[MPlayer-users] [OT] AC3 vs. DTS

Giacomo Comes comes at naic.edu
Mon Aug 1 23:46:23 CEST 2005


On Mon, Aug 01, 2005 at 05:14:33PM -0400, Rich Felker wrote:
> On Mon, Aug 01, 2005 at 03:58:11PM -0400, Giacomo Comes wrote:
> > On Mon, Aug 01, 2005 at 02:12:36PM -0400, Rich Felker wrote:
> > > On Mon, Aug 01, 2005 at 11:43:00AM -0400, Giacomo Comes wrote:
> > > > > > For the future I'm still waiting for the next big thing, since I'm not 
> > > > > > that happy with the heavily protected new HD formats. I still want to be 
> > > > > 
> > > > > Heavily protected? Any cryptography where the attacker has the key is
> > > > > not heavily protected, it's just basic obscuring/obfuscation and will
> > > > > be cracked in no time, just like CSS.
> > > > 
> > > > That's completly false. You are talking only about weak encription 
> > > > algorithms like CSS. CSS was a "secret" algorithm. Once people understood
> > > > how it was working (knowing some keys) they found how weak it was 
> > > > and how to guess the keys analizing the encrypted data (what libdvdcss does).
> > > 
> > > You fucking didn't read what I wrote.
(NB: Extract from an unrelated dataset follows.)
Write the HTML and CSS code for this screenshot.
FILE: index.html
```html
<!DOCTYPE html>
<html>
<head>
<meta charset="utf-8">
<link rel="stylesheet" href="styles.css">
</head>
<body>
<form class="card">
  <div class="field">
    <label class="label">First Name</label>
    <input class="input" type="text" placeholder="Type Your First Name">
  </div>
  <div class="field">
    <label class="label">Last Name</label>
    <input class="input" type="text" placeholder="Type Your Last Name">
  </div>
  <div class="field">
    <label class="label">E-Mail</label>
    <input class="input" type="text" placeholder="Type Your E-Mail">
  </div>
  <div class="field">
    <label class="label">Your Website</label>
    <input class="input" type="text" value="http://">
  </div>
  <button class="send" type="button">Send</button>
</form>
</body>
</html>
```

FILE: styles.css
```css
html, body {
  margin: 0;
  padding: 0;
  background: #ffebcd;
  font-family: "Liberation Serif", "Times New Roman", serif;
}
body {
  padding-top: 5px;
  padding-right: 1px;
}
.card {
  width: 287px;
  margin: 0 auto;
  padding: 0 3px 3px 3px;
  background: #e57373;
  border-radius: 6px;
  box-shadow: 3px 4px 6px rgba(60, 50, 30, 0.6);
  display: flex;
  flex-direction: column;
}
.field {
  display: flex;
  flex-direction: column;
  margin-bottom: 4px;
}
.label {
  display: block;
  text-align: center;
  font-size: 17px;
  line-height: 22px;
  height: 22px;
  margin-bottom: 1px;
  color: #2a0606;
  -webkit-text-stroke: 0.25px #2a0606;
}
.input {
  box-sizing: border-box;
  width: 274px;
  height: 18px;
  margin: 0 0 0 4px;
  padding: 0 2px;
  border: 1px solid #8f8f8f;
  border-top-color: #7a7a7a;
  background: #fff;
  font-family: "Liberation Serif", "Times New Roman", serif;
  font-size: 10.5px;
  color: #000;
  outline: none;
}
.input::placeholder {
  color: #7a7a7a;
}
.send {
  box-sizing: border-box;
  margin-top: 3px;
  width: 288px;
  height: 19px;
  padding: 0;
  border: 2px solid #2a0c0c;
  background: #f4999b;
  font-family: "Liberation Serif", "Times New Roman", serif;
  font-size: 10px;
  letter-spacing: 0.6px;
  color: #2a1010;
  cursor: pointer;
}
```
If you can play the movie, YOU
> > > HAVE THE KEY. DRM/"content protection" is always obfuscation, not
> > > cryptography.
> > 
> > It seems that I make you angry, because you start insulting people.
> 
> Not insulting, just yelling. And it's because you called my statements
> false when you apparently have no clue about crypto.
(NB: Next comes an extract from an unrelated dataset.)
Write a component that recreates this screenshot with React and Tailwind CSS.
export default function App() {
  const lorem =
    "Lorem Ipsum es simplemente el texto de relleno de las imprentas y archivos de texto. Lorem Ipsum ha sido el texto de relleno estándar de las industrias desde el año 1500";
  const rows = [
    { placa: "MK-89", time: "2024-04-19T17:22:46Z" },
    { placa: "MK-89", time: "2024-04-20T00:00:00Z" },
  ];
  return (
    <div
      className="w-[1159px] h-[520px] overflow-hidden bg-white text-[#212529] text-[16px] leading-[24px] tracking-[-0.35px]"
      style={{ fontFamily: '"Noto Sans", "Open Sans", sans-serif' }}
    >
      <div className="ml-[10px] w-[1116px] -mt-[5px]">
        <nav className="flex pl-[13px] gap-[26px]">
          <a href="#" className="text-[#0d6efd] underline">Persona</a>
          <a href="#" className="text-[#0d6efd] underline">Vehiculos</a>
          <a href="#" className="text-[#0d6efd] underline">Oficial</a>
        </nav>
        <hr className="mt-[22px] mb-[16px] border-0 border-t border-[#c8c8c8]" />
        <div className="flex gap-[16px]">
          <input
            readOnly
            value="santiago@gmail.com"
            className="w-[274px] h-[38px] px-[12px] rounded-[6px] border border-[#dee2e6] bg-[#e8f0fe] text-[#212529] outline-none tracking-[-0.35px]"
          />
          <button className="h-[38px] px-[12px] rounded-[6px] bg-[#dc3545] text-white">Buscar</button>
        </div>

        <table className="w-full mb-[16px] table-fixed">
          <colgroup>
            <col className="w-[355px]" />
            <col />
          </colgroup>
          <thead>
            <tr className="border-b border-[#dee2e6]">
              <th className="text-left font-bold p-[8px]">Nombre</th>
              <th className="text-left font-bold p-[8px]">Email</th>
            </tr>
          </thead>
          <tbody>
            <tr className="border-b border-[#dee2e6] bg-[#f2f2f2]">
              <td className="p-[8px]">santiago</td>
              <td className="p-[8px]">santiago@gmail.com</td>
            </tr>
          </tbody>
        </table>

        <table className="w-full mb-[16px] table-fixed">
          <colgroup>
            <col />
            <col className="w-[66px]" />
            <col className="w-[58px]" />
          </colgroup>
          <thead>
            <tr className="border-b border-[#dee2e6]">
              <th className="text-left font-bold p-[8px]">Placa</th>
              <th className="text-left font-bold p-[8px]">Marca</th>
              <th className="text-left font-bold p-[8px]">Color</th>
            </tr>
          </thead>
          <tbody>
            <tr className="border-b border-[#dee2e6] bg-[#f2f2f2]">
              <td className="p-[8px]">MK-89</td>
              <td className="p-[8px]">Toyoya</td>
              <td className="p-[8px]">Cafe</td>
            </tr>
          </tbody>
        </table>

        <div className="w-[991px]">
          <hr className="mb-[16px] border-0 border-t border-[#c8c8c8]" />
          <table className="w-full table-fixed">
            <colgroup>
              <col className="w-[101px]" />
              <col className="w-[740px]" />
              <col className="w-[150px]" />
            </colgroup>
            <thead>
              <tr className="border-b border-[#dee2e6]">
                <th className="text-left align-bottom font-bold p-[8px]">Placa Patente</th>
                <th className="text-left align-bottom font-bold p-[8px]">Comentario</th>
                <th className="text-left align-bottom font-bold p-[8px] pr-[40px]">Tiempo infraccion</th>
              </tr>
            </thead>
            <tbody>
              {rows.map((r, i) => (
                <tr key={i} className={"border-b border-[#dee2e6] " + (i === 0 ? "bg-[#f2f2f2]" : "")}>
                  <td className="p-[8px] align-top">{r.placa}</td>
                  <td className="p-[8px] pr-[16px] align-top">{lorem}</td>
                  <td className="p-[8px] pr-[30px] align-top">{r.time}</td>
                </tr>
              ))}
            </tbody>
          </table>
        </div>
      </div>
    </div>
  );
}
I was thinking the same about you :-)

> > Anyway I read what you wrote. I just want to remember you that CSS
> > was not cracked in no time. It took some years after the introduction of
> > the DVD technology, and the crackers succeed because they found a key not 
> > obfuscated in a software player.
> 
> DVD was cracked way before DVD drives were common in computers. Before
> that, there was really very little motivation:
> 
> 1. Compression software and bandwidth for distributing movies over the
>    net were severely lacking at the time, so the warez scene had
>    little motive. Most people were sharing analog-captured .asf and
>    .rm files if anything at all.. :)
> 
> 2. Since few computers had DVD drives, no one cared if they could play
>    their DVDs on their non-windows computer.
> 
> The digital media scene on the net is much more developed now, and I'm
> confident that competent people will attack whatever new crap they
> throw at us quickly and liberate it as well.
> 
> > In your statement you say that knowing a key "will make the cryptography
> > be cracked in no time"
> > That's only valid if the encryption algorithm is weak.
> 
> No, this statement is blatently false. Assuming you know the key (or
> have it somewhere and just haven't found it), the only factors making
> it difficult to crack the 'protection' are the level of obfuscation of
> the key and the level of obfuscation of the encryption (i.e. using an
> encryption method that's not well-known). Both of these are matters of
> security through obscurity. The weakness or strength of the encryption
> itself is always irrelevant when the only security comes from
> obscurity.

Looks like you were thinking about circumventing a protection,
but you were talking about breaking cryptography.
Circumventing a 'protection' is one thing, it can be easy.
Breaking a cryptograph algorithm is another thing.
libdvdcss does not circumvent CSS, it breaks the weak algorithm.